_PROBLEM STATEMENT_
Copy every line in which the string "this" occurs.

_GIVEN RECORDS_
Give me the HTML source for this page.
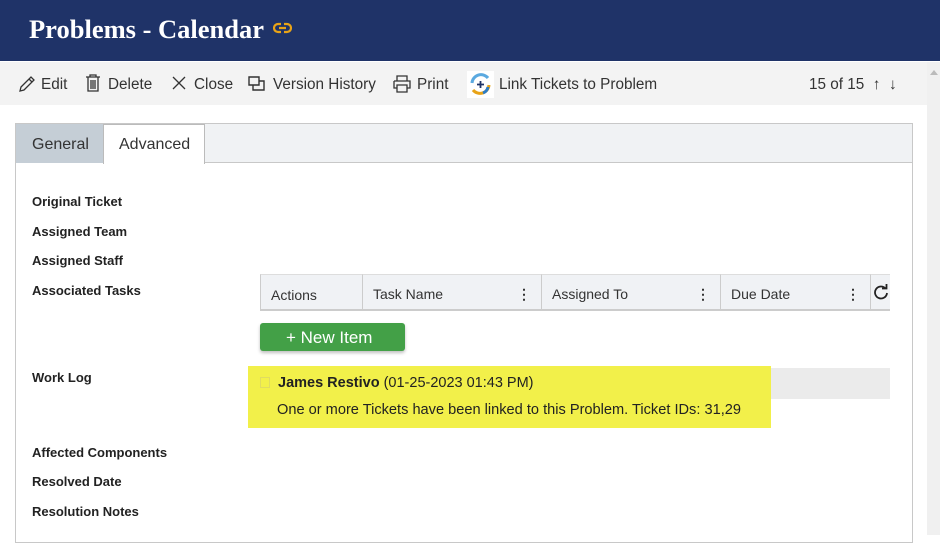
<!DOCTYPE html>
<html><head><style>
*{box-sizing:border-box;margin:0;padding:0}
body{width:940px;height:535px;overflow:hidden;background:#fff;font-family:"Segoe UI","Liberation Sans",sans-serif;position:relative;color:#333}
.a{position:absolute}
.hdr{left:0;top:0;width:940px;height:61px;background:#1f3368}
.ttl{left:29px;top:14px;font:bold 26.5px "Liberation Serif",serif;color:#fff}
.tb{left:0;top:62px;width:927px;height:43px;background:#f3f3f3}
.sb{left:927px;top:62px;width:13px;height:473px;background:#f0f0f0}
.ti{top:76px;font-size:15.3px;color:#333}
.lbl{left:32px;font-size:13px;font-weight:bold;color:#222}
.gh{top:274px;height:37px;background:#f0f2f5;border-top:1px solid #ddd;border-bottom:2px solid #ccc;border-left:1px solid #ccc;font-size:14px;padding:11px 0 0 10px;color:#333}
.dots{position:absolute;right:10px;top:11px;font-weight:bold}
</style></head><body>
<div class="a hdr"></div>
<div class="a ttl">Problems - Calendar</div>
<svg class="a" style="left:273px;top:22px" width="19" height="12" viewBox="0 0 19 12" fill="none" stroke="#e8a317" stroke-width="2.2"><path d="M8 2H5a4 4 0 0 0 0 8h3M11 2h3a4 4 0 0 1 0 8h-3M6 6h7"/></svg>
<div class="a tb"></div>
<div class="a sb"></div>
<div class="a" style="left:930px;top:66px;width:0;height:0;border:4px solid transparent;border-bottom:5px solid #bbb"></div>
<svg class="a" style="left:18px;top:75px" width="18" height="18" viewBox="0 0 18 18" fill="none" stroke="#333" stroke-width="1.3"><path d="M2 16l1-4L13 2l3 3L6 15z M11 4l3 3"/></svg>
<div class="a ti" style="left:41px">Edit</div>
<svg class="a" style="left:85px;top:74px" width="16" height="18" viewBox="0 0 16 18" fill="none" stroke="#333" stroke-width="1.3"><path d="M1 3h14M5 3V1h6v2M3 3v14h10V3M6 6v9M8 6v9M10 6v9"/></svg>
<div class="a ti" style="left:108px">Delete</div>
<svg class="a" style="left:172px;top:76px" width="14" height="14" stroke="#333" stroke-width="1.3"><path d="M1 1l12 12M13 1L1 13"/></svg>
<div class="a ti" style="left:194px">Close</div>
<svg class="a" style="left:248px;top:76px" width="18" height="16" fill="none" stroke="#333" stroke-width="1.4"><path d="M1 1h10v8H1zM5 9v5h11V5h-5"/></svg>
<div class="a ti" style="left:273px">Version History</div>
<svg class="a" style="left:393px;top:75px" width="18" height="18" fill="none" stroke="#333" stroke-width="1.3"><path d="M4 6V1h10v5M1 6h16v7h-3M4 13H1V6M4 10h10v7H4z"/></svg>
<div class="a ti" style="left:417px">Print</div>
<svg class="a" style="left:467px;top:71px" width="27" height="27" viewBox="0 0 27 27"><rect width="27" height="27" fill="#fff"/><path d="M5 12a9 9 0 0 1 16-5" stroke="#5aa9e0" stroke-width="3" fill="none"/><path d="M22 14a9 9 0 0 1-16 5" stroke="#e8a317" stroke-width="3" fill="none"/><path d="M21 16a8 8 0 0 1-5 6" stroke="#2b7cc7" stroke-width="3" fill="none"/><path d="M10 13.5h7M13.5 10v7" stroke="#1f3368" stroke-width="1.8"/></svg>
<div class="a ti" style="left:499px">Link Tickets to Problem</div>
<div class="a ti" style="left:809px">15 of 15 &nbsp;<b>&#8593;</b> &nbsp;<b>&#8595;</b></div>
<div class="a" style="left:15px;top:123px;width:898px;height:420px;border:1px solid #c8c8c8;background:#fff"></div>
<div class="a" style="left:16px;top:124px;width:896px;height:39px;background:#f0f2f4;border-bottom:1px solid #c8c8c8"></div>
<div class="a" style="left:16px;top:124px;width:87px;height:39px;background:#c5ced6;font-size:16px;padding:12px 0 0 16px">General</div>
<div class="a" style="left:103px;top:124px;width:102px;height:40px;background:#fff;border:1px solid #bbb;border-bottom:none;font-size:16px;padding:11px 0 0 15px">Advanced</div>
<div class="a lbl" style="top:194px">Original Ticket</div>
<div class="a lbl" style="top:224px">Assigned Team</div>
<div class="a lbl" style="top:253px">Assigned Staff</div>
<div class="a lbl" style="top:283px">Associated Tasks</div>
<div class="a lbl" style="top:370px">Work Log</div>
<div class="a lbl" style="top:445px">Affected Components</div>
<div class="a lbl" style="top:474px">Resolved Date</div>
<div class="a lbl" style="top:504px">Resolution Notes</div>
<div class="a gh" style="left:260px;width:102px;padding-top:12px">Actions</div>
<div class="a gh" style="left:362px;width:179px">Task Name<span class="dots">&#8942;</span></div>
<div class="a gh" style="left:541px;width:179px">Assigned To<span class="dots">&#8942;</span></div>
<div class="a gh" style="left:720px;width:150px">Due Date<span class="dots">&#8942;</span></div>
<div class="a gh" style="left:870px;width:20px;padding:0"><svg style="position:absolute;left:2px;top:9px" width="16" height="16" viewBox="0 0 16 16" fill="none" stroke="#222" stroke-width="1.8"><path d="M12.5 4.5A6 6 0 1 0 14 9"/><path d="M9 4.5h4.5V0" /></svg></div>
<div class="a" style="left:260px;top:323px;width:145px;height:28px;background:#43a047;border-radius:3px;box-shadow:0 2px 3px rgba(0,0,0,.25);color:#fff;font-size:17px;padding:5px 0 0 26px">+ New Item</div>
<div class="a" style="left:771px;top:368px;width:119px;height:31px;background:#ebebeb"></div>
<div class="a" style="left:248px;top:366px;width:523px;height:62px;background:#f2f04a"></div>
<div class="a" style="left:260px;top:377px;width:10px;height:11px;border:1px solid #e0dc60"></div>
<div class="a" style="left:278px;top:375px;font-size:14.5px;color:#222"><b>James Restivo</b> (01-25-2023 01:43 PM)</div>
<div class="a" style="left:277px;top:402px;font-size:14.6px;color:#222">One or more Tickets have been linked to this Problem. Ticket IDs: 31,29</div>
</body></html>
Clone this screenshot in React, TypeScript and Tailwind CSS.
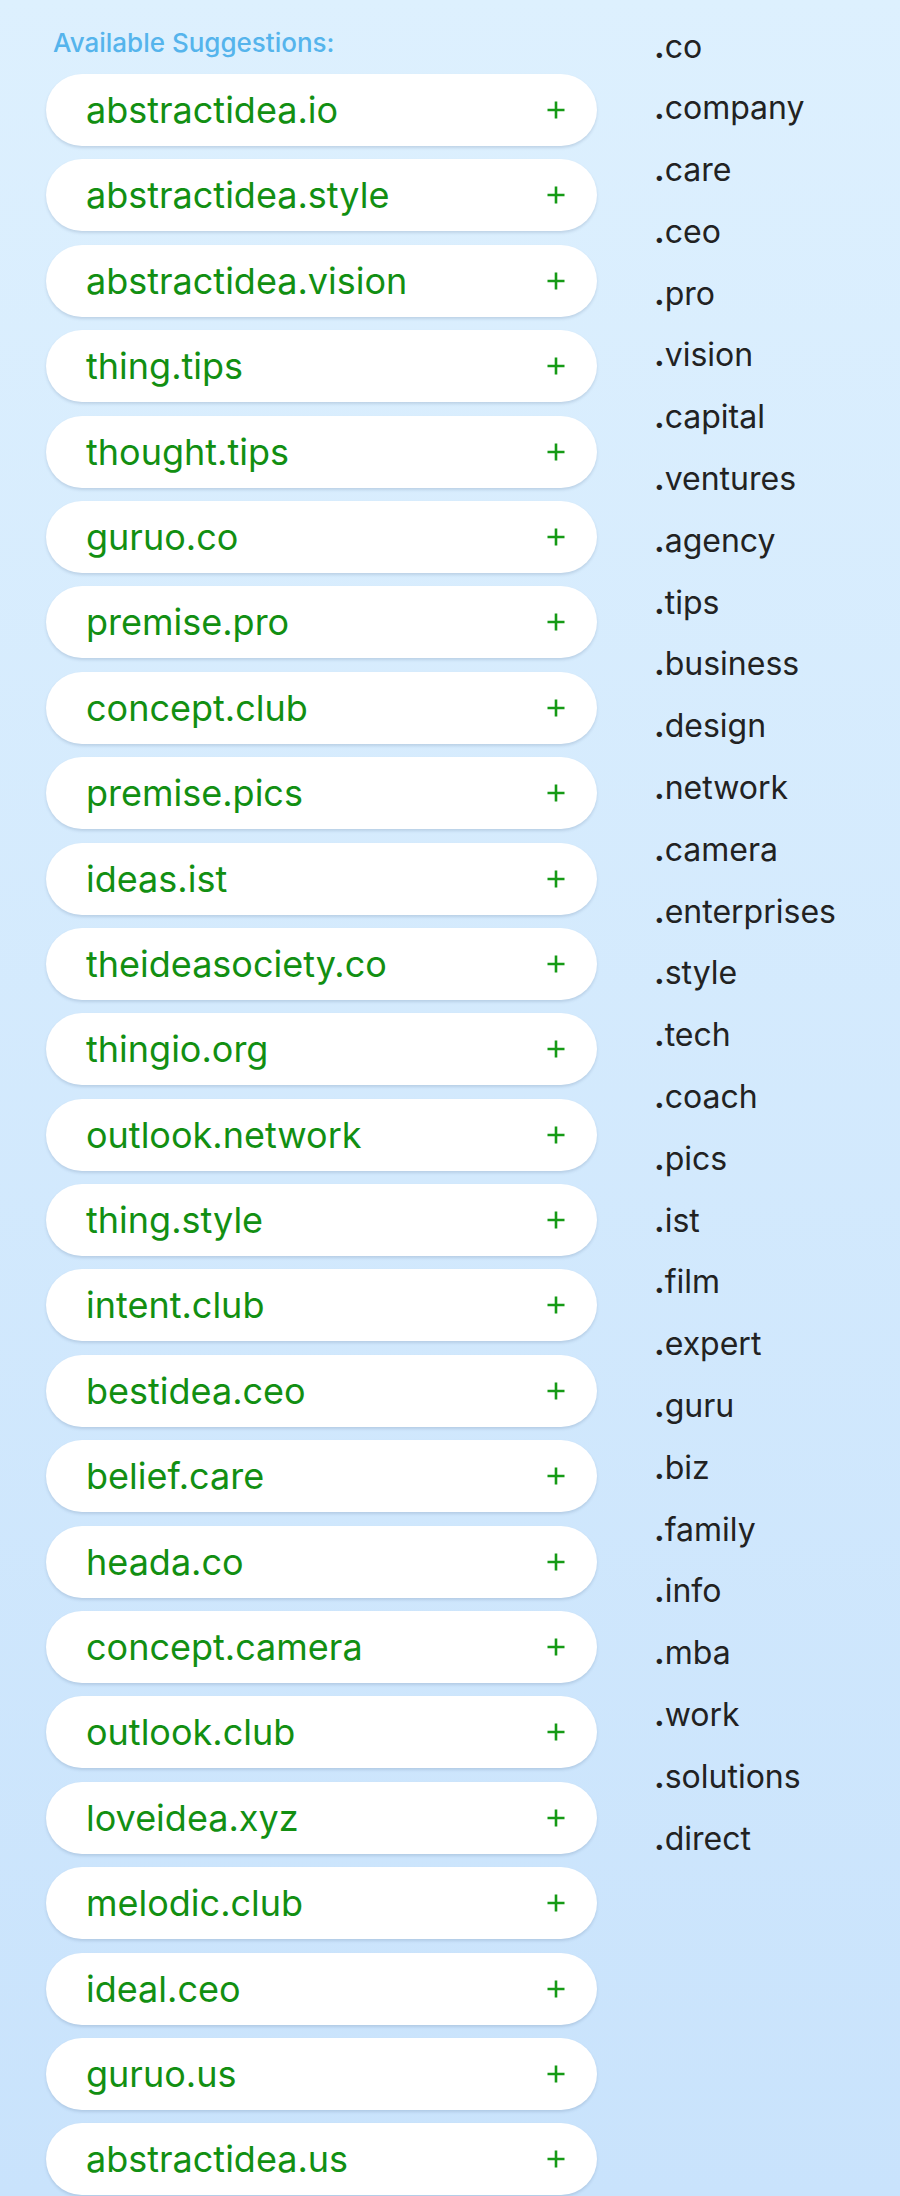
const suggestions = [
  'abstractidea.io',
  'abstractidea.style',
  'abstractidea.vision',
  'thing.tips',
  'thought.tips',
  'guruo.co',
  'premise.pro',
  'concept.club',
  'premise.pics',
  'ideas.ist',
  'theideasociety.co',
  'thingio.org',
  'outlook.network',
  'thing.style',
  'intent.club',
  'bestidea.ceo',
  'belief.care',
  'heada.co',
  'concept.camera',
  'outlook.club',
  'loveidea.xyz',
  'melodic.club',
  'ideal.ceo',
  'guruo.us',
  'abstractidea.us',
];

const tlds = [
  'co', 'company', 'care', 'ceo', 'pro', 'vision', 'capital', 'ventures', 'agency', 'tips',
  'business', 'design', 'network', 'camera', 'enterprises', 'style', 'tech', 'coach', 'pics', 'ist',
  'film', 'expert', 'guru', 'biz', 'family', 'info', 'mba', 'work', 'solutions', 'direct',
];

function PlusIcon() {
  return (
    <svg className="h-[20px] w-[20px] shrink-0" viewBox="0 0 20 20" fill="none" stroke="#159a15" aria-hidden="true">
      <path strokeWidth={2.6} d="M10 1.5v17M1.5 10h17" />
    </svg>
  );
}

function SuggestionPill({ name }: { name: string }) {
  return (
    <div className="flex h-[72px] items-center justify-between rounded-full bg-white pl-[40px] pr-[31px] shadow-[0_2px_3px_rgba(60,90,130,0.18)]">
      <span className="text-[36px] leading-none text-[#128f12]">{name}</span>
      <PlusIcon />
    </div>
  );
}

export default function App() {
  return (
    <div
      className="flex min-h-[2196px] w-full bg-gradient-to-b from-[#ddf0fe] to-[#c9e3fc]"
      style={{ fontFamily: 'Inter, "Noto Sans", sans-serif' }}
    >
      <div className="ml-[46px] flex w-[551px] shrink-0 flex-col pt-[27px]">
        <div className="pl-[7px] text-[26px] leading-[32px] font-medium text-[#55b4ec]">Available Suggestions:</div>
        <div className="mt-[15px] flex flex-col gap-[13.4px]">
          {suggestions.map((s) => (
            <SuggestionPill key={s} name={s} />
          ))}
        </div>
      </div>
      <div className="ml-[57px] flex flex-col pt-[15.5px]">
        {tlds.map((t) => (
          <div key={t} className="text-[32px] leading-[61.8px] text-[#222]">
            <span className="font-bold">.</span>
            {t}
          </div>
        ))}
      </div>
    </div>
  );
}
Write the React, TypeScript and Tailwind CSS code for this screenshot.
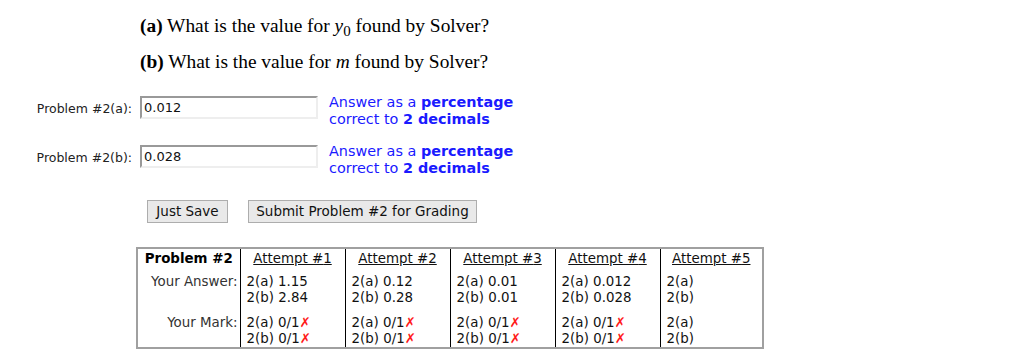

_COMPLETE RESPONSE_
Give me the HTML source for this page.
<div class="a" style="left:277px;top:402px;font-size:14.6px;color:#222">One or more Tickets have been linked to this Problem. Ticket IDs: 31,29</div>
Clone this screenshot in React, TypeScript and Tailwind CSS.
Write the React, TypeScript and Tailwind CSS code for this screenshot.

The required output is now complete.